Sample Year-by-Year Impact of a Lump Sum

Illustrative Principal Balance Trajectory (Bi-Weekly + $150 Extra + $20,000 Lump in Year 5)
Year Balance Before Lump Sum Lump Sum Applied Balance After Lump Sum Interest Paid That Year
1 $429,200 $0 $429,200 $23,500
3 $386,400 $0 $386,400 $21,200
5 $338,700 $20,000 $318,700 $18,100
8 $248,900 $0 $248,900 $14,300
12 $121,500 $0 $121,500 $8,400

This table demonstrates how a single lump sum reverberates through the remaining amortization schedule. The year-five injection immediately cuts the balance by $20,000, which lowers subsequent interest charges and accelerates principal reduction in later years. The compounding effect is visible in the declining interest columns, underscoring why calculators that incorporate both recurring extras and lump sums are invaluable for long-term planning.

Putting the Calculator to Work

To get the most from the tool, run iterative scenarios. Start with your current payment structure to establish a baseline. Next, add a modest recurring extra payment—perhaps $50 bi-weekly—and note the change in total interest. Then test larger extras, timing them to begin when expected income increases. Lastly, experiment with one or more lump sums. Because the calculator provides immediate feedback and renders a visual chart, you can quickly identify the point of diminishing returns or discover that a certain combination meets your goals. Document your final strategy and, if necessary, set up automated transfers aligned with the bi-weekly cadence to maintain discipline.

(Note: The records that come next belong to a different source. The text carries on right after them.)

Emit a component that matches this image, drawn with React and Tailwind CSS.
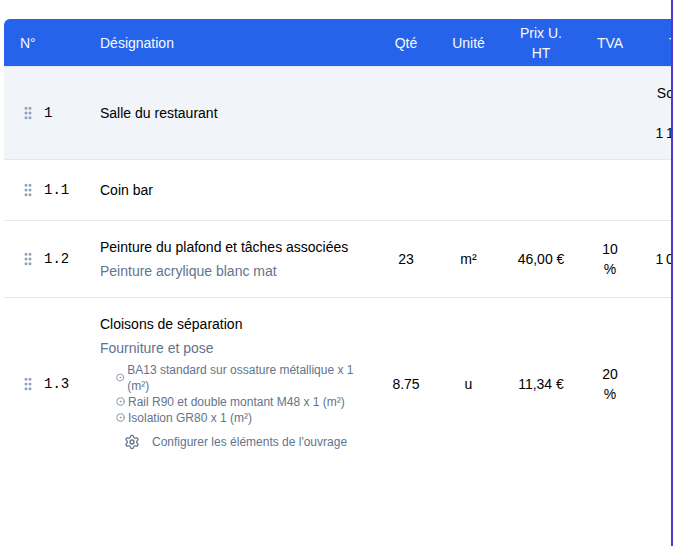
import { CircleDot, GripVertical, Settings } from "lucide-react";

const columns = [
  { label: "N°", className: "w-20 px-4 text-left" },
  { label: "Désignation", className: "w-[292px] px-4 text-left" },
  { label: "Qté", className: "w-[60px] px-4 text-center" },
  { label: "Unité", className: "w-[65px] px-4 text-center" },
  { label: "Prix U. HT", className: "w-20 px-4 text-center" },
  { label: "TVA", className: "w-[58px] px-4 text-center" },
  { label: "Total", className: "w-[98px] pl-[30px] text-left" },
];

const items = [
  { number: "1.1", title: "Coin bar" },
  {
    number: "1.2",
    title: "Peinture du plafond et tâches associées",
    description: "Peinture acrylique blanc mat",
    quantity: "23",
    unit: "m²",
    price: "46,00 €",
    vat: "10 %",
    total: "1\u202f058,00\u00a0€",
  },
  {
    number: "1.3",
    title: "Cloisons de séparation",
    description: "Fourniture et pose",
    parts: [
      "BA13 standard sur ossature métallique x 1 (m²)",
      "Rail R90 et double montant M48 x 1 (m²)",
      "Isolation GR80 x 1 (m²)",
    ],
    quantity: "8.75",
    unit: "u",
    price: "11,34 €",
    vat: "20 %",
  },
];

function NumberCell({ number }) {
  return (
    <td className="py-4 pl-4">
      <div className="flex h-7 items-center gap-2">
        <button type="button" aria-label={`Déplacer ${number}`} className="cursor-grab text-slate-400">
          <GripVertical className="size-4" strokeWidth={2.5} />
        </button>
        <span className="font-['Liberation_Mono',monospace]">{number}</span>
      </div>
    </td>
  );
}

function PartsList({ parts }) {
  return (
    <>
      <ul className="mt-1 pl-4 text-xs">
        {parts.map((part) => (
          <li key={part} className="flex items-center gap-[3px]">
            <CircleDot className="h-[9px] w-[9px]" />
            {part}
          </li>
        ))}
      </ul>
      <button type="button" className="mt-1 ml-6 flex h-6 items-center gap-3 text-xs">
        <Settings className="size-4" />
        Configurer les éléments de l'ouvrage
      </button>
    </>
  );
}

function ItemRow({ item }) {
  return (
    <tr className="border-b border-gray-200 last:border-b-0">
      <NumberCell number={item.number} />
      <td className="p-4">
        <p>{item.title}</p>
        <div className="text-slate-500">
          {item.description && <p className="mt-1">{item.description}</p>}
          {item.parts && <PartsList parts={item.parts} />}
        </div>
      </td>
      <td className="px-4 text-center">{item.quantity}</td>
      <td className="px-4 text-center">{item.unit}</td>
      <td className="px-4 text-center whitespace-nowrap">{item.price}</td>
      <td className="px-4 text-center">{item.vat}</td>
      <td className="px-4 text-center whitespace-nowrap">{item.total}</td>
    </tr>
  );
}

export default function App() {
  return (
    <main className="min-h-screen overflow-hidden border-r-2 border-[#4f39c8] bg-white pt-[19px] pl-1 font-['Liberation_Sans',Arial,sans-serif] text-sm text-black">
      <div className="overflow-hidden rounded-tl-md">
        <table className="w-[733px] table-fixed">
          <thead className="bg-[#2563eb] text-slate-50">
            <tr className="h-[47px] border-b border-gray-200">
              {columns.map((column) => (
                <th key={column.label} scope="col" className={`pt-0.5 font-normal ${column.className}`}>
                  {column.label}
                </th>
              ))}
            </tr>
          </thead>
          <tbody>
            <tr className="border-b border-gray-200 bg-slate-100">
              <NumberCell number="1" />
              <td className="p-4" colSpan={5}>Salle du restaurant</td>
              <td className="p-4 text-center whitespace-nowrap">
                <p>Sous total</p>
                <p>:</p>
                <p>{"1\u202f157,23\u00a0€"}</p>
              </td>
            </tr>
            {items.map((item) => (
              <ItemRow key={item.number} item={item} />
            ))}
          </tbody>
        </table>
      </div>
    </main>
  );
}
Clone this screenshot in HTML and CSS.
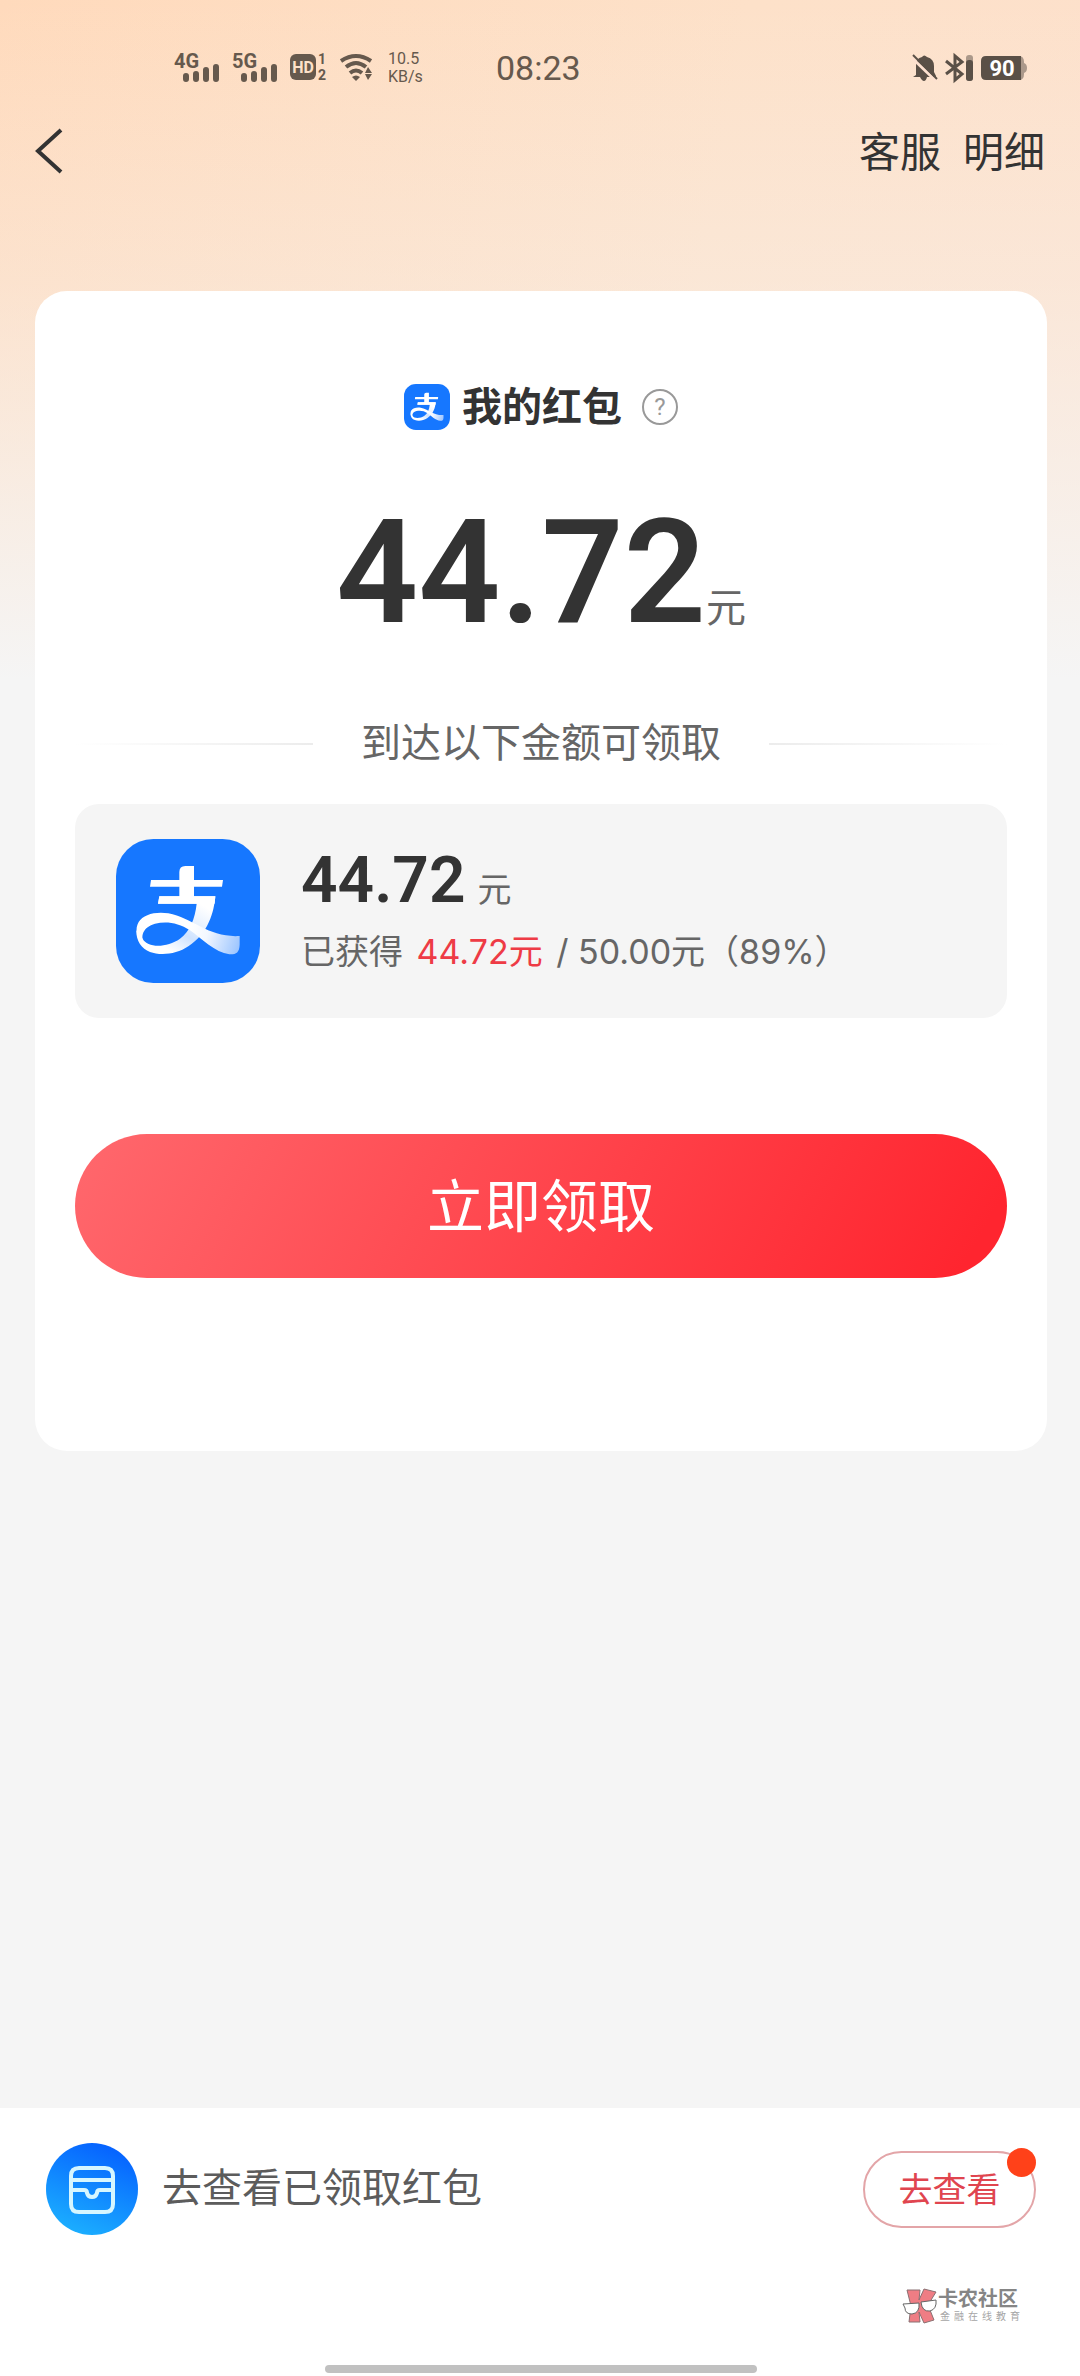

Remember that mortgages are long-term commitments, but acceleration strategies can be adapted over time. If cash flow tightens, you can pause extra payments while keeping the base bi-weekly schedule. Conversely, windfalls can be injected as lump sums at any stage. The flexibility built into this calculator mirrors that adaptability, ensuring you always have a clear path to a debt-free home, backed by quantitative insights rather than guesswork.